An incredulous Kennedy sits up and reads the note. The natives have taken his coconut to a New Zealand infantry detachment hidden nearby. The note is from the officer in charge. Kennedy, it says, should allow the islanders to paddle him to safety.

So it is that John F. Kennedy is placed in the bottom of a canoe, covered in palm fronds to hide him from Japanese aircraft, and paddled to a hidden location on New Georgia Island. When the canoe arrives at the water’s edge, a young New Zealander steps from the jungle. Kennedy comes out from under his hiding place and climbs out of the canoe. “How do you do?” the New Zealander asks formally. “I’m Lieutenant Wincote.” He pronounces his rank the British way: LEFF-tenant.

“Hello. I’m Kennedy.” The two men shake hands. Wincote nods toward the jungle. “Come up to my tent and have a cup of tea.”
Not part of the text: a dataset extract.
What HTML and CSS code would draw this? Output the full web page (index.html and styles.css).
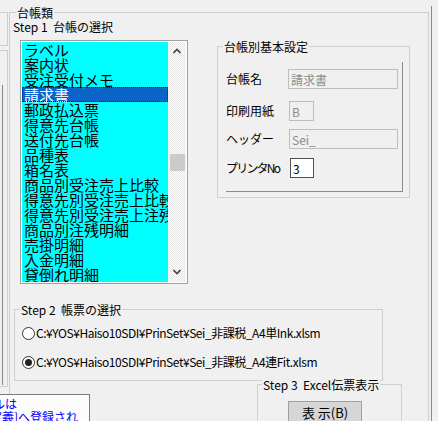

Kennedy and his men are soon rescued by the U.S. Navy. And thus the saga of PT-109 comes to an end, even as the legend of PT-109 is born.

* * *

There is another incident that influences John Kennedy’s journey to the Oval Office. Kennedy’s older brother, Joe, is not as lucky about cheating death. The experimental Liberator bomber in which he is flying explodes over England on August 12, 1944. There is no body to bury and no memento of the tragedy to place on JFK’s desk. But that explosion marked the moment when John F. Kennedy became a politician and began the journey into the powerful office in which he now sits.

* * *

Less than six months after the war ends, John Fitzgerald Kennedy is one of ten candidates running in the Democratic primary of Boston’s Eleventh Congressional District. The veteran politicians and ward bosses of the deeply partisan city don’t give him a chance of winning. But JFK studies each ward in the district, reveling in his role as the underdog. He recruits a well-connected fellow World War II veteran named Dave Powers to help run his campaign. Powers, a rising political star in his own right, is at first reluctant to help the skinny young man who introduces himself by saying, “My name is Jack Kennedy. I’m a candidate for Congress.”
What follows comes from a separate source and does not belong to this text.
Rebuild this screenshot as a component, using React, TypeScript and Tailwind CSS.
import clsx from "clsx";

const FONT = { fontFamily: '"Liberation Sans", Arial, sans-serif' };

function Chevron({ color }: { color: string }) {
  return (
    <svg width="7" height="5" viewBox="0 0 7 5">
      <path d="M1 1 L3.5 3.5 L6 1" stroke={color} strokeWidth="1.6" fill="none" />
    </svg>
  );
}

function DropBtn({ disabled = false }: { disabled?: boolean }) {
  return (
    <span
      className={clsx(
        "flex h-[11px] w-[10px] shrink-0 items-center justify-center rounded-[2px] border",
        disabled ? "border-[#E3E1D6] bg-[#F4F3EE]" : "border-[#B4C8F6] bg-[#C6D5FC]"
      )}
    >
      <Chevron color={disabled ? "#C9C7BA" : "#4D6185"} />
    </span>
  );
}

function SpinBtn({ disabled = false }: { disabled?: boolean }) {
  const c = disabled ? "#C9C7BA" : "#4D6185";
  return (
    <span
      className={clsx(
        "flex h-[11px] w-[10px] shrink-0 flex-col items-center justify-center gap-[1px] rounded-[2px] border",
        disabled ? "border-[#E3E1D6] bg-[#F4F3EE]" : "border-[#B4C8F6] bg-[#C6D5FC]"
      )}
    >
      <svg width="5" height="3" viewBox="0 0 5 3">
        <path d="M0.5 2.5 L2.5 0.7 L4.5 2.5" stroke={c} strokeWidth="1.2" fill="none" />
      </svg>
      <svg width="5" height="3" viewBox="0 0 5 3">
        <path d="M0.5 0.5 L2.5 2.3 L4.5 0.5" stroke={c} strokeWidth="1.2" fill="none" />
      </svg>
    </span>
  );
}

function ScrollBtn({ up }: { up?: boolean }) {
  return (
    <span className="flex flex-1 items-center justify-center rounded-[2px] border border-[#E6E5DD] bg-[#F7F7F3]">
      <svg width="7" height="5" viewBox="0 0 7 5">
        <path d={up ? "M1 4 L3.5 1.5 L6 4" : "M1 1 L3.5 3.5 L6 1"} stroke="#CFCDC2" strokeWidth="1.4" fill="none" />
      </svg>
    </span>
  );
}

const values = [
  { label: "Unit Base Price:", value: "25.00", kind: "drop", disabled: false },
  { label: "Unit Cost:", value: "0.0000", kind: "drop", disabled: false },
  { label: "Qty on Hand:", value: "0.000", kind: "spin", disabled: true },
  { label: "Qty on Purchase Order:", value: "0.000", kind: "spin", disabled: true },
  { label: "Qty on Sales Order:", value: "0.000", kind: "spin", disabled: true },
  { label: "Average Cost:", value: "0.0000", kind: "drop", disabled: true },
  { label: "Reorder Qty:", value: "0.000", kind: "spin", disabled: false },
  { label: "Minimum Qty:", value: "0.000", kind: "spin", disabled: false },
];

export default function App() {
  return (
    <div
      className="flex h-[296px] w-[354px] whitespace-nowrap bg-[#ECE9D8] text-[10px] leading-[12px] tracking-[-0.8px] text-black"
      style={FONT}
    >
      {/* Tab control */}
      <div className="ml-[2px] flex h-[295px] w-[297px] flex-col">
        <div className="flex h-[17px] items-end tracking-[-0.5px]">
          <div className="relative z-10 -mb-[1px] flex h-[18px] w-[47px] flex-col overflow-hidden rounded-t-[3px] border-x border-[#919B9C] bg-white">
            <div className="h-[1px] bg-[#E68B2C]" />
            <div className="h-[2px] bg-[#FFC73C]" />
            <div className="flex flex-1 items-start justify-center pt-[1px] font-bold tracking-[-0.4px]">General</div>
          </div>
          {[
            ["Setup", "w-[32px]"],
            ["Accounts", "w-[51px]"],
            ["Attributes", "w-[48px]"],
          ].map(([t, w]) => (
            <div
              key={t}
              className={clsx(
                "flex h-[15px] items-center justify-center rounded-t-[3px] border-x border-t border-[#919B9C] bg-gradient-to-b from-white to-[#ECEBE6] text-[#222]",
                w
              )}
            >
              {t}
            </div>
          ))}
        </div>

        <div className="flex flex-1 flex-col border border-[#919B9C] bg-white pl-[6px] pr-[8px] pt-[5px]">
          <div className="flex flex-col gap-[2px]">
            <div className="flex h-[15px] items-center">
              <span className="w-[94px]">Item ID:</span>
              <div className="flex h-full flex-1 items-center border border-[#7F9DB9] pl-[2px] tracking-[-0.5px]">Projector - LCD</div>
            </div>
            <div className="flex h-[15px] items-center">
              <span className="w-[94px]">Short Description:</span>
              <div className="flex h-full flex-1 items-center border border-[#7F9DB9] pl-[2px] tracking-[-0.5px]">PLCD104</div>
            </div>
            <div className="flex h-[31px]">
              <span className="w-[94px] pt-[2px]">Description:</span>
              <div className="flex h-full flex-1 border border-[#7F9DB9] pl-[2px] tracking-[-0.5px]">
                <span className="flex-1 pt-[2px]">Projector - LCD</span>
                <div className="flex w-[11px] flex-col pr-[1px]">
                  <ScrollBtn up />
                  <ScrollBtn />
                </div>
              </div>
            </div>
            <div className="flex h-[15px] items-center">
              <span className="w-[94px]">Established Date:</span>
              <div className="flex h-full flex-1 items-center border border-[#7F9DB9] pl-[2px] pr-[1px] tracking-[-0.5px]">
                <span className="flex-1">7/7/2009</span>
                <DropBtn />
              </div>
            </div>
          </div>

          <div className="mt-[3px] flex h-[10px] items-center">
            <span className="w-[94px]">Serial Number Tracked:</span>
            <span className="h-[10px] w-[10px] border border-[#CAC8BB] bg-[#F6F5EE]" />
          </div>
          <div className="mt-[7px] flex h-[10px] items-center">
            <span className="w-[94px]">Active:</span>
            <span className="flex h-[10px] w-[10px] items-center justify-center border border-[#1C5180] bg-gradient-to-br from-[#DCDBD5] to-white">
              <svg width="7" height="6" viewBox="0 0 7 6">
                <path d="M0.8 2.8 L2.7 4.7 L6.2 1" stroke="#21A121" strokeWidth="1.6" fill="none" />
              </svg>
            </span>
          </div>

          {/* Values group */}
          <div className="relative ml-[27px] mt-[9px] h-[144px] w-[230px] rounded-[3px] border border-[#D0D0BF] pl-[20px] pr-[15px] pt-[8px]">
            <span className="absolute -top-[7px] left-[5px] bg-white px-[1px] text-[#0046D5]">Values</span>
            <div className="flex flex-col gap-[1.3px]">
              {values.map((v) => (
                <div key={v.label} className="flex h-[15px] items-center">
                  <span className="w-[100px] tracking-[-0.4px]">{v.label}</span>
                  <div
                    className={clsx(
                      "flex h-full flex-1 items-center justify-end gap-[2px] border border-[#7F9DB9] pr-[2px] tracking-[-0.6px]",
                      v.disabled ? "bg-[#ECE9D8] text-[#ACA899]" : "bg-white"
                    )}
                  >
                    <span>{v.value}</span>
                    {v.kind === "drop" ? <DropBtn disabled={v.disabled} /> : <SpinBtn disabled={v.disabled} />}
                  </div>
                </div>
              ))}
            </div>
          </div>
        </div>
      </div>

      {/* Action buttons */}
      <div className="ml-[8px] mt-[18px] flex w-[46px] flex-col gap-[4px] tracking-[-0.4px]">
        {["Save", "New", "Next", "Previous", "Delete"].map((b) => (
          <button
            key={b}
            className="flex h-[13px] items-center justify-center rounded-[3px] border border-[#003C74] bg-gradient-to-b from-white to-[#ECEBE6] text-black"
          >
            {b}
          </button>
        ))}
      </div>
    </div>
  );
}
But then Powers watches in awe as Kennedy stands before a packed Legion hall on a cold Saturday night in January 1946 and gives a dazzling campaign speech. The occasion is a meeting of Gold Star Mothers, women who have lost sons in World War II. Kennedy speaks for only ten minutes, telling the assembled ladies why he wants to run for office. The audience cannot see that his hands shake anxiously. But they hear his well-chosen words as he reminds them of his own war record and explains why their sons’ sacrifice was so meaningful, speaking in an honest, sincere voice about their bravery.
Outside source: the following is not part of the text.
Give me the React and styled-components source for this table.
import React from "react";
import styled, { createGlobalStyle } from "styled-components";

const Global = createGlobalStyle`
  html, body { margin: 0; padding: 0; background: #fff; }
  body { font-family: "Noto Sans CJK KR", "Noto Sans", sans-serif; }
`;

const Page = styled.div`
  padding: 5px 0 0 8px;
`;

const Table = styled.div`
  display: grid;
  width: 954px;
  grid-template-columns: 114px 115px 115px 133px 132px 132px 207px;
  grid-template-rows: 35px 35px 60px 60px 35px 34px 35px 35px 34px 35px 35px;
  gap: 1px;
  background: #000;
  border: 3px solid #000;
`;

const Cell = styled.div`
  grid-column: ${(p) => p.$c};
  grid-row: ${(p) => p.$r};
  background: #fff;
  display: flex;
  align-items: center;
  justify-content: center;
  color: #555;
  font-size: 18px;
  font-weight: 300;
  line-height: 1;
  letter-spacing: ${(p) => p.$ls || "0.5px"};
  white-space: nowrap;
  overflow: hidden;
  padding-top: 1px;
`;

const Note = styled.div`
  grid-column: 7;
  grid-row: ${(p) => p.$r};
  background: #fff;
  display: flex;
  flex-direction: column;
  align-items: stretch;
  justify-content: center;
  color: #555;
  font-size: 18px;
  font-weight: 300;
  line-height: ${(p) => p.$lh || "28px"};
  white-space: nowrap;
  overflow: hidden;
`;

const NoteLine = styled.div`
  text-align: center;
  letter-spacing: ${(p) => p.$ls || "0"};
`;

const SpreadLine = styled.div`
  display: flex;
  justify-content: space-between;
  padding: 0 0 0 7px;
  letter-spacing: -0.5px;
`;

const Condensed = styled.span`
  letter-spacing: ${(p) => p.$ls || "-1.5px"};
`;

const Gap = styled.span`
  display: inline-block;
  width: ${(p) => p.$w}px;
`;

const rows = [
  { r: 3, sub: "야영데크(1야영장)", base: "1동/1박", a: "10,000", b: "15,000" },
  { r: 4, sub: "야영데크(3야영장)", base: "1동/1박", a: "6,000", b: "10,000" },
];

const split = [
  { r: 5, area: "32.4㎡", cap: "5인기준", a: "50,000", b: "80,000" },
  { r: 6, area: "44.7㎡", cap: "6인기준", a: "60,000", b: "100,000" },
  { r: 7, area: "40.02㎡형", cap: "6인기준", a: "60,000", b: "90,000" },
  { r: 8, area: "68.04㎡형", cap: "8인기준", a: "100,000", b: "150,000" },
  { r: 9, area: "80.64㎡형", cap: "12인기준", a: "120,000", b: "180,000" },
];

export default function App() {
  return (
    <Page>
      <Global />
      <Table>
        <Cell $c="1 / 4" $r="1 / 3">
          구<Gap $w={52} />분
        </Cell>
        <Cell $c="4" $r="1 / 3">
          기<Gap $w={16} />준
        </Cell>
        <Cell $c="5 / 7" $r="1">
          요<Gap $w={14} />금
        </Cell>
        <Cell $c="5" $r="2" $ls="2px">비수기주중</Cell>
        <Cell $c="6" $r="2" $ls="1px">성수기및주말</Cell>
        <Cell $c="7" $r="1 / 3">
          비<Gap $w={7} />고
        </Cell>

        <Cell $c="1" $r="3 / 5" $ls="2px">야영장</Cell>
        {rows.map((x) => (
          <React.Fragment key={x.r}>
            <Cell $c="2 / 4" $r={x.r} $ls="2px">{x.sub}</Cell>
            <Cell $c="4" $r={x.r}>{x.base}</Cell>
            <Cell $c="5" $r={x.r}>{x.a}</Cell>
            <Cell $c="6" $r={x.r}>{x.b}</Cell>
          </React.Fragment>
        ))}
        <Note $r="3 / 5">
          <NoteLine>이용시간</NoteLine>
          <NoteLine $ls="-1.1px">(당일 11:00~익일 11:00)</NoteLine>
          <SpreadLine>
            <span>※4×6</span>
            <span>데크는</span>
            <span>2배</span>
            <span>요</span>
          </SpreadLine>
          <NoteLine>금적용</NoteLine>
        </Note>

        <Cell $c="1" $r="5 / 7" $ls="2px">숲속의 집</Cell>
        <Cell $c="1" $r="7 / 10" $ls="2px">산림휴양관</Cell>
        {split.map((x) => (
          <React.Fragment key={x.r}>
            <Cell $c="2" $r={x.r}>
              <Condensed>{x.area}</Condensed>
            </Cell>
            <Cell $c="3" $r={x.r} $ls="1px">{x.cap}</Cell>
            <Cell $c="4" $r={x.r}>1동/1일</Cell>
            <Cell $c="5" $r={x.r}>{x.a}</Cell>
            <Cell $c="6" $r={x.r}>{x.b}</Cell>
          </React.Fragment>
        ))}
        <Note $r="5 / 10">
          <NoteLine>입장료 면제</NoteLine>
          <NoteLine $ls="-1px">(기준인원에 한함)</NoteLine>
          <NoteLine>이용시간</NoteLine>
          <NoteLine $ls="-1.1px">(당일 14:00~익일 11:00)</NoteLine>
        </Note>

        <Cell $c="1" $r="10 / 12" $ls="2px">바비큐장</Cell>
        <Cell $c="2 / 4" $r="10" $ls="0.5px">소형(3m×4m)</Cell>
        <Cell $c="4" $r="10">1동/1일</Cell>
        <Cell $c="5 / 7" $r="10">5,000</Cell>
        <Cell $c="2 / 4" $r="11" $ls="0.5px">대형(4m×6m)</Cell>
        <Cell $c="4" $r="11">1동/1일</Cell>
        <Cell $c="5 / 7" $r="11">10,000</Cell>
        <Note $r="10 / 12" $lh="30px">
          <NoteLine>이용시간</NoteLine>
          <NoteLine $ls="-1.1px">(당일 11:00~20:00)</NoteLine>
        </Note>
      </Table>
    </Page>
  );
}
Then Kennedy pauses before softly referring to his fallen brother, Joe: “I think I know how all you mothers feel. You see, my mother is a Gold Star Mother, too.”

Women surge forth as the speech concludes. Tears in their eyes, they reach out to touch this young man who reminds each of them of the sons they lost, telling him that he has their support. In that instant, Dave Powers is convinced. He goes to work for “Jack” Kennedy right then and there, forming the core of what will become known as Kennedy’s “Irish Mafia.” It is Dave Powers who seizes on PT-109 as a vital aspect of the campaign, mailing voters a reprint of a story about that August night in 1943 to show the selfless bravery of a wealthy young man for whom some might otherwise not be inclined to vote.

Thanks to Dave Powers’s insistence on making the most of PT-109, John F. Kennedy is elected to Congress.

* * *

During his first months as president, the coconut on which Kennedy carved the rescue note is a reminder of the incident that started him on his path to the White House.

The coconut is also a daily reminder that JFK owes the presidency, in part, to the sharp political intuition of Dave Powers. The tall Boston native, five years JFK’s senior, has been on the Kennedy payroll since that January night in 1946. As special assistant to the president, he is not a cabinet member, or even an official adviser—just a very close friend who always seems to anticipate the president’s needs and whose company the always-loyal JFK enjoys immensely. Powers has been described as the president’s “jester in residence,” and it’s true: his official capacity in the White House is largely social. Dave Powers is willing to do anything for John Kennedy.

But even Dave Powers, with his remarkable powers of intuition, cannot possibly know what “anything” means—nor can he predict that even as he witnessed John Kennedy’s first-ever political speech, he will also witness his last.